Students not only are educated to recycle, but the hope for Midlands Recycling “is that they'll grow up to be future customers.”
Midlands Recycling also invites local Boy Scout troops to tour the plant and learn the next step in their own community recycling efforts. They also work with Lincoln public schools to collect donated aluminum cans to purchase text books, and teamed with area recyclers on an effort to raise money for the school's general fund. The business also has sponsored a golfing event to help raise money for veteran scholarships.

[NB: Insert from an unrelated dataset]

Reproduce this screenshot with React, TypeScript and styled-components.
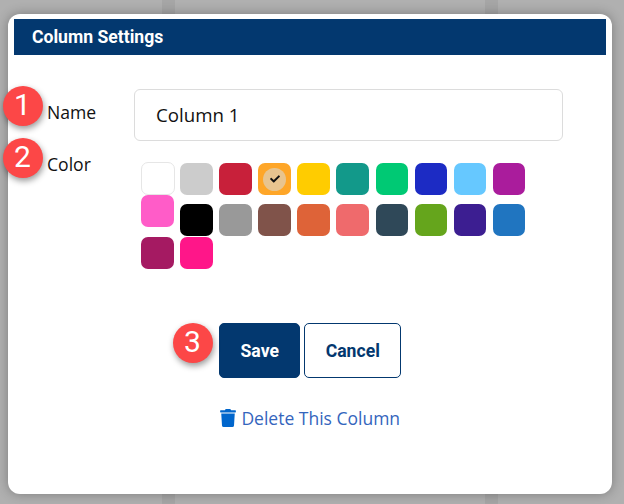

The partnership Midlands Recycling has with Lincoln-based Journal Star Recycling, the first curbside program ever operated by a newspaper, improved collections by 25 percent and no small amount of landfill space alone. Thanks to a little help from the Nebraska Department of Environmental Quality, the company replaced 18-gallon containers with bigger 65- and 95-gallon carts to homeowners. The curbside carts are dumped into a truck using a machine arm, which can handle then hauled back to Midlands Recycling for bailing and processing.
"It's not that we feel we're saving the Earth here, what we do is beneficial, obviously," Palmer said. "People get wrapped up that recycling is a necessity, but there are some things that don't make sense economically to recycle. Styrofoam for example costs more and takes up more in resources to recycle than to manufacture because it's so easy and cheap to make. So recycling has to make sense as a business and it has to make sense for society.”

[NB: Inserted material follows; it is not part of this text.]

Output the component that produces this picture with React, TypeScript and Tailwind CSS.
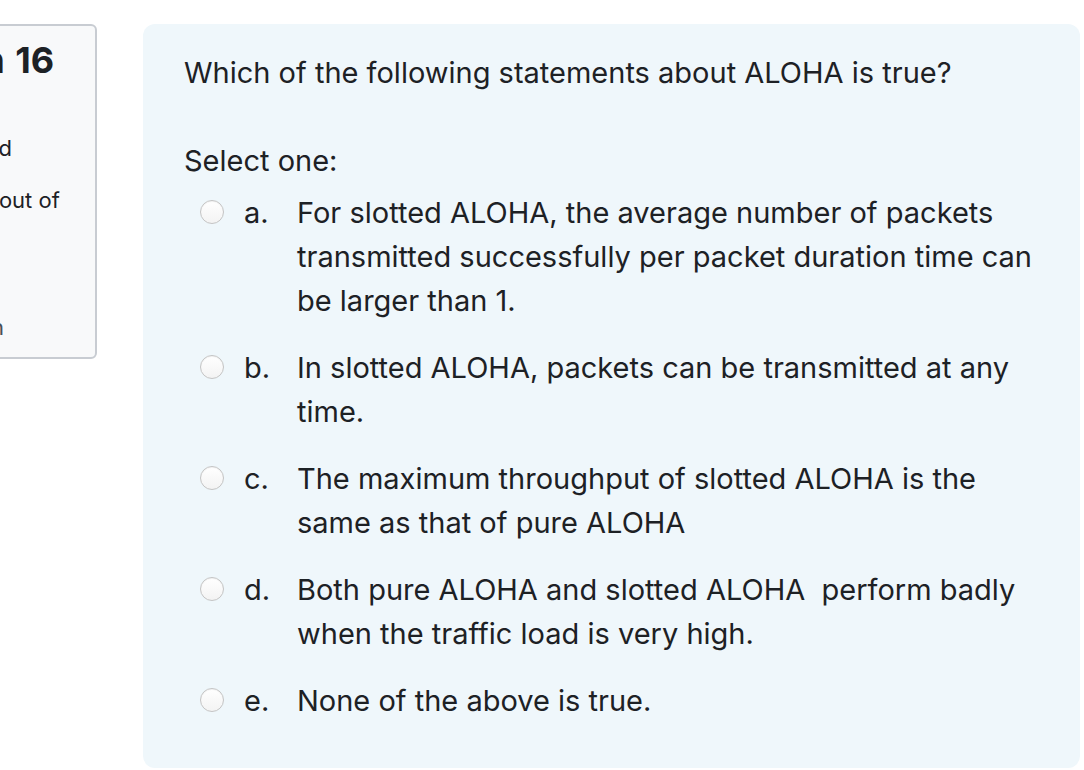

The National Restaurant Association reported in 2011 that 65 percent of restaurant operators have recycling programs in place, and that 60 percent of consumers prefer restaurants that recycle. In fact, more than half of diners say they would even pay more to eat at place with a recycling effort.
“There’s definitely a market for recycling,” Palmer added. “And it's a profitable business for us, too."